> _What you will do_:
Pull every line containing "index" from the entries.
________________________
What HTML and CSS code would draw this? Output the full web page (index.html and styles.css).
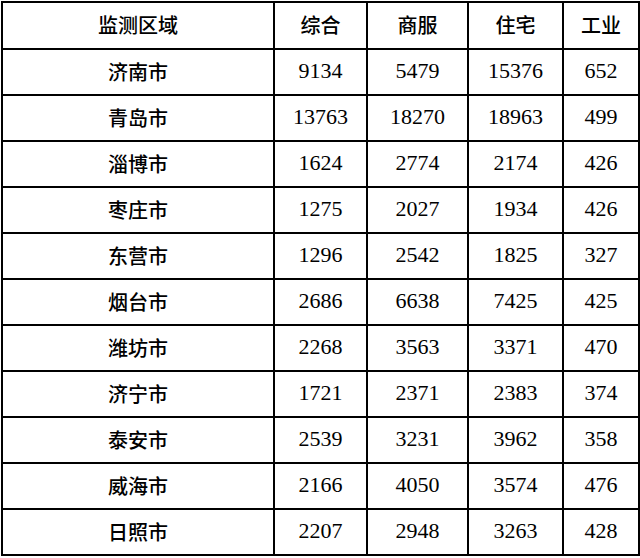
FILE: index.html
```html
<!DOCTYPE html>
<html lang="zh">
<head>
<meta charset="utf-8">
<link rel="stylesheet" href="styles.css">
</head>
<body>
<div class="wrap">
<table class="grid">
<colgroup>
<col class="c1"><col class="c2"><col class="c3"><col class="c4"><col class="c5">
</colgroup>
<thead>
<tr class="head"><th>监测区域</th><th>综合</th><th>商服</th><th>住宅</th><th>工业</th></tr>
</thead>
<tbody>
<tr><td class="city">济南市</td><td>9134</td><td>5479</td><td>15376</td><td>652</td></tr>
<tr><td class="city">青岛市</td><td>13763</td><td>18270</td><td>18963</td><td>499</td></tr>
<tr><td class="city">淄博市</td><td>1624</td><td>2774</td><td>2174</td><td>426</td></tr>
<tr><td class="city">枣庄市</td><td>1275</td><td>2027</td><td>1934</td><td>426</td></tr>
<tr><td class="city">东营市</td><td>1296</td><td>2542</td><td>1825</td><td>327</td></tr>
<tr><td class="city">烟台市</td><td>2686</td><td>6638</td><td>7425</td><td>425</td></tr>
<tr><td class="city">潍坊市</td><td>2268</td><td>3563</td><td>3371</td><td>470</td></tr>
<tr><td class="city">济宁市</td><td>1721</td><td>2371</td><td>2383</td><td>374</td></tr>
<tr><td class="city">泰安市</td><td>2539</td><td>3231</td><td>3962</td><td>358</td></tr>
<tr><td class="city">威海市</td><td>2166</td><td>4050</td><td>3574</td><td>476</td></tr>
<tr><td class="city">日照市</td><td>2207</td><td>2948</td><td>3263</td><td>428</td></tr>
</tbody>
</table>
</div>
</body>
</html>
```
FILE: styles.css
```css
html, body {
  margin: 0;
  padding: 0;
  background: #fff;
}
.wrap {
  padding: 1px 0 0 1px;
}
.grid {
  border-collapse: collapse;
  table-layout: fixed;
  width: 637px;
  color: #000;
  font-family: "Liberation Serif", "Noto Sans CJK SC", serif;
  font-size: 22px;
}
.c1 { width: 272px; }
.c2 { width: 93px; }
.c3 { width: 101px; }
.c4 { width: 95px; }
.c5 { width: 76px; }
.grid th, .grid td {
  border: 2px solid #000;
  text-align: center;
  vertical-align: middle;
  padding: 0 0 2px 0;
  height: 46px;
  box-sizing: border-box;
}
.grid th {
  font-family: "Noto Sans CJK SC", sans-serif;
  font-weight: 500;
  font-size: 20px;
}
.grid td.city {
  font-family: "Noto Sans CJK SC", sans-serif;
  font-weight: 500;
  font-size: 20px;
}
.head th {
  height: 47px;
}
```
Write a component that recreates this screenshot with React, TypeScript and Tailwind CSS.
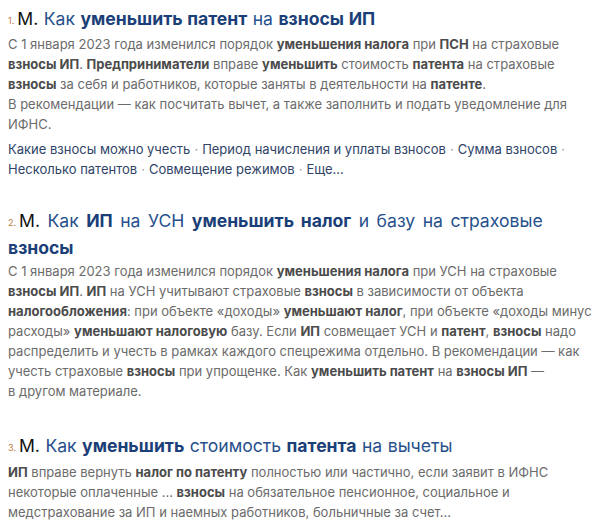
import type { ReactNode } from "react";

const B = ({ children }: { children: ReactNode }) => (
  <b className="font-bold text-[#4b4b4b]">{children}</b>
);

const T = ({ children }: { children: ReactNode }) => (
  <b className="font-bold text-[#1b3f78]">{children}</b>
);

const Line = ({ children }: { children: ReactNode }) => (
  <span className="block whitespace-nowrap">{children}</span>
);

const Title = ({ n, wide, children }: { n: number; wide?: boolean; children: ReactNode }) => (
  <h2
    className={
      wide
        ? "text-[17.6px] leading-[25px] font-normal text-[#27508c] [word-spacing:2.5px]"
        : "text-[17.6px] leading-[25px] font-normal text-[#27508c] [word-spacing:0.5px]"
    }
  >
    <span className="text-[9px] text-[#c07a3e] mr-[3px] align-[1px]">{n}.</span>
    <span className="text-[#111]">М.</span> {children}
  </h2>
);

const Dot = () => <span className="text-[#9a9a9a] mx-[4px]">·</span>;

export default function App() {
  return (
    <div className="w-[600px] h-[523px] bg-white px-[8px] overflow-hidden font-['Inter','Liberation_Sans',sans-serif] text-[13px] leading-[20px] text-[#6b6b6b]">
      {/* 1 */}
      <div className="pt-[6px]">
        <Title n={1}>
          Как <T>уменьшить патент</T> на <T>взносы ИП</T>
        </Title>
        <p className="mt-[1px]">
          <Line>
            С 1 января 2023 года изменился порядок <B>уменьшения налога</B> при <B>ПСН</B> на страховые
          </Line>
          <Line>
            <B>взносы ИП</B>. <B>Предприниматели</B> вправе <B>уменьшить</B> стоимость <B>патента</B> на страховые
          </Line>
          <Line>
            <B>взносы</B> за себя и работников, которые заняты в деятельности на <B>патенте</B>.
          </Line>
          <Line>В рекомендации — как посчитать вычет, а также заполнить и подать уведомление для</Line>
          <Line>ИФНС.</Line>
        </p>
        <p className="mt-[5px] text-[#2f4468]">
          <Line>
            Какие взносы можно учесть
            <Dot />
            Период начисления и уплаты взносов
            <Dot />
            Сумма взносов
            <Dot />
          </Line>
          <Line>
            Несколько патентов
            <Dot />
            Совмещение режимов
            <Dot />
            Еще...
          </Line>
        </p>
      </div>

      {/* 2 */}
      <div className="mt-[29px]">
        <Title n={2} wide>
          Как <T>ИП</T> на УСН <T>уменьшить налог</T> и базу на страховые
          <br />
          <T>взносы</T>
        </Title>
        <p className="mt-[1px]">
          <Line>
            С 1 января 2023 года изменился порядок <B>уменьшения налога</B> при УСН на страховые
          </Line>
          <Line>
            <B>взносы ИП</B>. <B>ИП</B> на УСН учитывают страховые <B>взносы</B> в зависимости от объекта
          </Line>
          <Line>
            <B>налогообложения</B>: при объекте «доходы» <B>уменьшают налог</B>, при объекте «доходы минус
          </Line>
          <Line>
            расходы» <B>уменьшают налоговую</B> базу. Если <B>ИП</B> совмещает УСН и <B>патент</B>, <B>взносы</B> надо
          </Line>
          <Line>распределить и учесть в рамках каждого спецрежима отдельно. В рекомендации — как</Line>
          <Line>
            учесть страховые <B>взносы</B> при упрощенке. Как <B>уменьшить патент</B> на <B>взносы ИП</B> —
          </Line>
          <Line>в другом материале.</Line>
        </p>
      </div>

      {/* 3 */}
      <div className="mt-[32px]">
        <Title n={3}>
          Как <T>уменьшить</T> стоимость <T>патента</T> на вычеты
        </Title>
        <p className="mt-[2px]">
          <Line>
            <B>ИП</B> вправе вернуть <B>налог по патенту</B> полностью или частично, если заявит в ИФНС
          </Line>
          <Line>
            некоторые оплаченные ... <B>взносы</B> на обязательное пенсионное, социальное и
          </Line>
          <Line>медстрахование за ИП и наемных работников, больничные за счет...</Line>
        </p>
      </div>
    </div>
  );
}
________________________
> _The reply_:
What HTML and CSS code would draw this? Output the full web page (index.html and styles.css).
FILE: index.html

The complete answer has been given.